Ein Beispiel liefert Zeit Online. Karsten Polke-Majewski legte vergangen Woche in einem neuen „Glashaus-Blog“ offen, welche vier Kriterien die Redaktion an eine Information stellt, damit diese als „WaWiWi“, das interne Kürzel für „Was wir wissen“, notiert wird: Erstens eine sichere Quellenlage – also Fakten, die die Redaktion selbst verifiziert hat oder die ihr von zwei unabhängigen, vertrauenswürdigen Quellen bestätigt wurde. Konkret bezogen auf den Anschlag in Berlin: Weil es widersprüchliche Informationen gab zu dem in der Nacht des Anschlags gefassten Tatverdächtigen, habe man ihn ausdrücklich nicht als Fahrer des LKW bezeichnet (wie in manchen anderen Medien), und es sei dadurch auch nicht peinlich für die Journalisten gewesen, dass sich der Verdacht als tote Spur entpuppte und die Polizei keine Verbindung zwischen der Person und der Tat fand. Zweites WaWiWi-Kriterium ist: kein Konjunktiv (also kein „könnte“, „soll“…), drittes keine Wertungen (also keine Spekulationen über Folgen, keine Einschätzungen von Politikern…), viertes möglichst viel Transparenz. Die Redaktion mache auch kenntlich, was sie nicht sicher wisse, allerdings nur dann, wenn diese Informationen potenziell wichtig seien zum Verständnis des Ereignisses. Ein WaWiWi sei „ein lebender Text“, der sich an der Relevanz ausrichte und sich daher immer wieder ändere.
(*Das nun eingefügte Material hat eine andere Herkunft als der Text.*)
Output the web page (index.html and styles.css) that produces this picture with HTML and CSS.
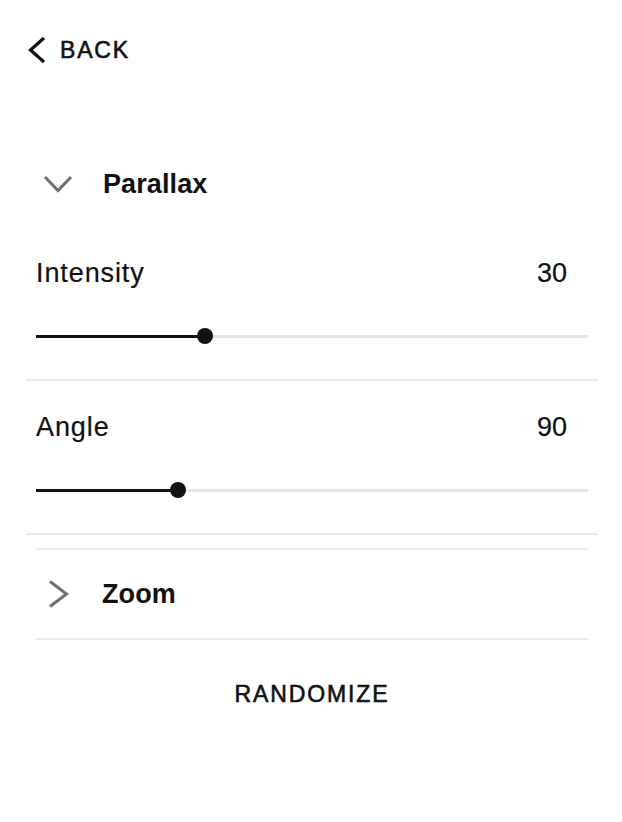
FILE: index.html
```html
<!DOCTYPE html>
<html lang="en">
<head>
<meta charset="UTF-8" />
<meta name="viewport" content="width=device-width, initial-scale=1" />
<title>Parallax Settings</title>
<link rel="stylesheet" href="styles.css">
</head>
<body>

<div class="panel">
  <a class="back" href="#">
    <svg class="back-icon" width="20" height="28" viewBox="0 0 20 28">
      <polyline points="17,2 3.5,14 17,26" fill="none" stroke="#111" stroke-width="3.2" />
    </svg>
    <span>BACK</span>
  </a>

  <div class="group">
    <div class="group-head">
      <span class="chev">
        <svg width="30" height="18" viewBox="0 0 30 18">
          <polyline points="2,2 15,15.5 28,2" fill="none" stroke="#707070" stroke-width="3" />
        </svg>
      </span>
      <span class="group-title">Parallax</span>
    </div>

    <div class="field">
      <div class="field-top">
        <span class="field-label">Intensity</span>
        <span class="field-value">30</span>
      </div>
      <div class="slider" style="--p: 0.3">
        <div class="track"></div>
        <div class="fill"></div>
        <div class="thumb"></div>
      </div>
    </div>

    <div class="field">
      <div class="field-top">
        <span class="field-label">Angle</span>
        <span class="field-value">90</span>
      </div>
      <div class="slider" style="--p: 0.25">
        <div class="track"></div>
        <div class="fill"></div>
        <div class="thumb"></div>
      </div>
    </div>
  </div>

  <div class="collapsed">
    <span class="chev">
      <svg width="30" height="28" viewBox="0 0 30 28">
        <polyline points="7,1.5 23.5,14 7,26.5" fill="none" stroke="#707070" stroke-width="3" />
      </svg>
    </span>
    <span class="group-title">Zoom</span>
  </div>

  <button class="randomize">RANDOMIZE</button>
</div>

</body>
</html>
```

FILE: styles.css
```css
* {
  box-sizing: border-box;
}
body {
  margin: 0;
  background: #fff;
  color: #111;
  font-family: 'Liberation Sans', Arial, sans-serif;
}
.panel {
  width: 622px;
  padding: 0 24px 40px 26px;
}
.back {
  display: flex;
  align-items: center;
  gap: 13px;
  height: 28px;
  margin-top: 36px;
  padding-left: 1px;
  color: #111;
  text-decoration: none;
  font-size: 23px;
  letter-spacing: 1.8px;
  -webkit-text-stroke: 0.6px #111;
}
.back-icon {
  display: block;
}
.group-head {
  display: flex;
  align-items: center;
  height: 60px;
  margin-top: 90px;
  margin-bottom: 13px;
  padding-left: 17px;
}
.chev {
  width: 30px;
  display: flex;
  justify-content: center;
  margin-right: 30px;
}
.chev svg {
  display: block;
}
.group-title {
  font-size: 27px;
  font-weight: 700;
  letter-spacing: 0.1px;
}
.field {
  padding: 30px 10px 35px;
  border-bottom: 2px solid #ebebeb;
}
.field-top {
  display: flex;
  justify-content: space-between;
  align-items: center;
  height: 32px;
  padding-right: 21px;
  font-size: 27px;
  letter-spacing: 0.9px;
  -webkit-text-stroke: 0.2px #111;
}
.field-value {
  letter-spacing: 0;
}
.slider {
  position: relative;
  display: flex;
  align-items: center;
  height: 16px;
  margin-top: 39px;
}
.track {
  width: 100%;
  height: 3px;
  background: #e6e6e6;
}
.fill {
  position: absolute;
  left: 0;
  top: 6.5px;
  height: 3px;
  width: calc(var(--p) * (100% - 16px) + 8px);
  background: #111;
}
.thumb {
  position: absolute;
  top: 0;
  left: calc(var(--p) * (100% - 16px));
  width: 16px;
  height: 16px;
  border-radius: 50%;
  background: #111;
}
.collapsed {
  display: flex;
  align-items: center;
  height: 92px;
  margin: 13px 10px 0;
  padding-left: 7px;
  border-top: 2px solid #ebebeb;
  border-bottom: 2px solid #ebebeb;
}
.collapsed .chev {
  margin-right: 29px;
}
.randomize {
  display: block;
  margin: 34px auto 0;
  height: 40px;
  padding: 0;
  border: none;
  background: none;
  color: #111;
  font-family: inherit;
  font-size: 23px;
  letter-spacing: 1.9px;
  -webkit-text-stroke: 0.6px #111;
  cursor: pointer;
}
```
Gerade in einem solchen Format kann im Übrigen der Onlinejournalismus eine besondere Stärke ausspielen: Rasch streichen, was für den Fall nicht mehr relevant ist, neue Informationen hinzufügen – und schweigen, wenn es nichts Neues zu berichten gibt. Verbunden mit einer systematischen Publikumsorientierung entsteht eine Haltung, die jener umsichtiger Kapitäne entspricht: die Orientierung behalten, den Kompass justieren, lieber richtig als nur schnell navigieren, auch in stürmischen Lagen – und erklären, wie und wohin gefahren wird.